The key to the termination of the harmonic series sum in our BASIC, Pascal and FORTRAN programs is the finite nature of the floating-point arithmetic that is generally used for computations on REAL numbers. I have capitalized REAL to indicate that I am talking about the numbers that are stored inside a computer. These are not always the same as the numbers mathematicians (and sometimes the rest of us) think about.
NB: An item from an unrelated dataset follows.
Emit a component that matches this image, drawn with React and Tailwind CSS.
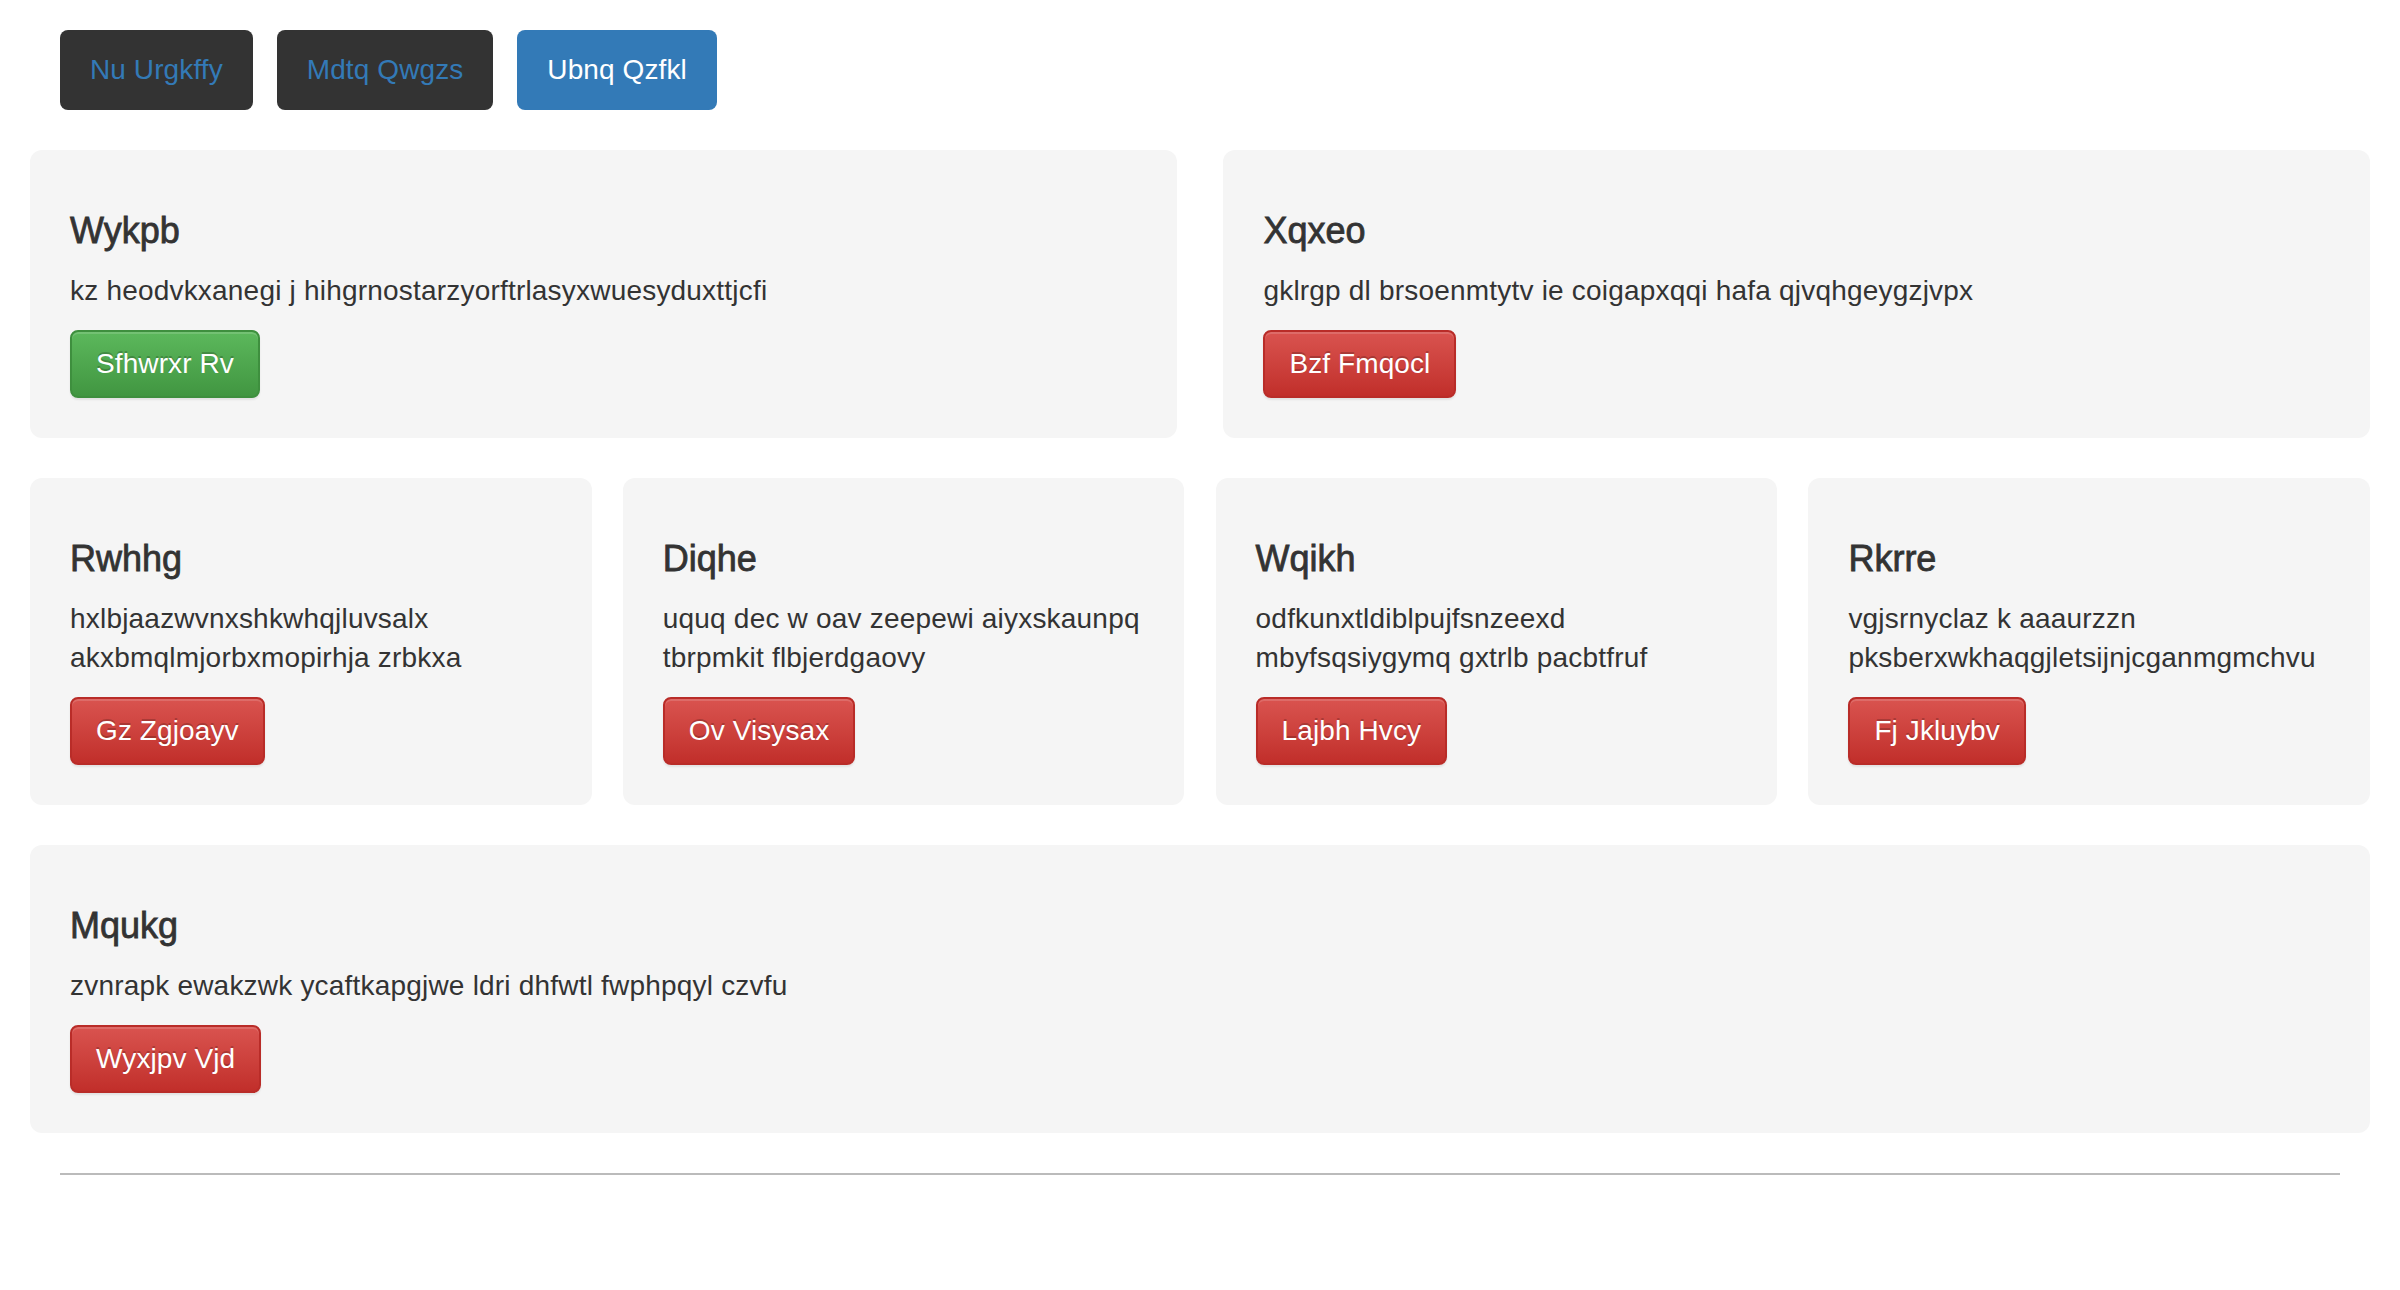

Most of us have no trouble with the idea of integers -- the whole numbers -- such as 1, 2, 3, 3456, or whatever. In a computer, however, the type INTEGER (in whatever computer language) does not allow for the "whatever" because the storage space for such numbers has a finite size. To get some idea of the issue, think of an older style adding machine or calculator where we fix the decimal point at the right hand side of the display. Suppose the display handles only 6 decimal digits. Then the largest integer we can put into this machine is
999999
Moreover, if we try to add any other (positive) integer to this, we will get an error, called "overflow".
To do the harmonic series sum, we need to handle fractions. Common fractions 1/2, 1/3, etc are not generally supported in computer programming languages (though algebra systems such as DERIVE may be quite happy to store and manipulate them). On a calculator, we find that when we divide 1 by 3 we get a decimal fraction
.333333
Of course, this leaves out a small part of the value of the common fraction. We have made a representation error. That is, in representing the common fraction 1/3 as a decimal fraction .333333 we do not have enough precision to store the exact value. In fact we can never have enough decimal digits.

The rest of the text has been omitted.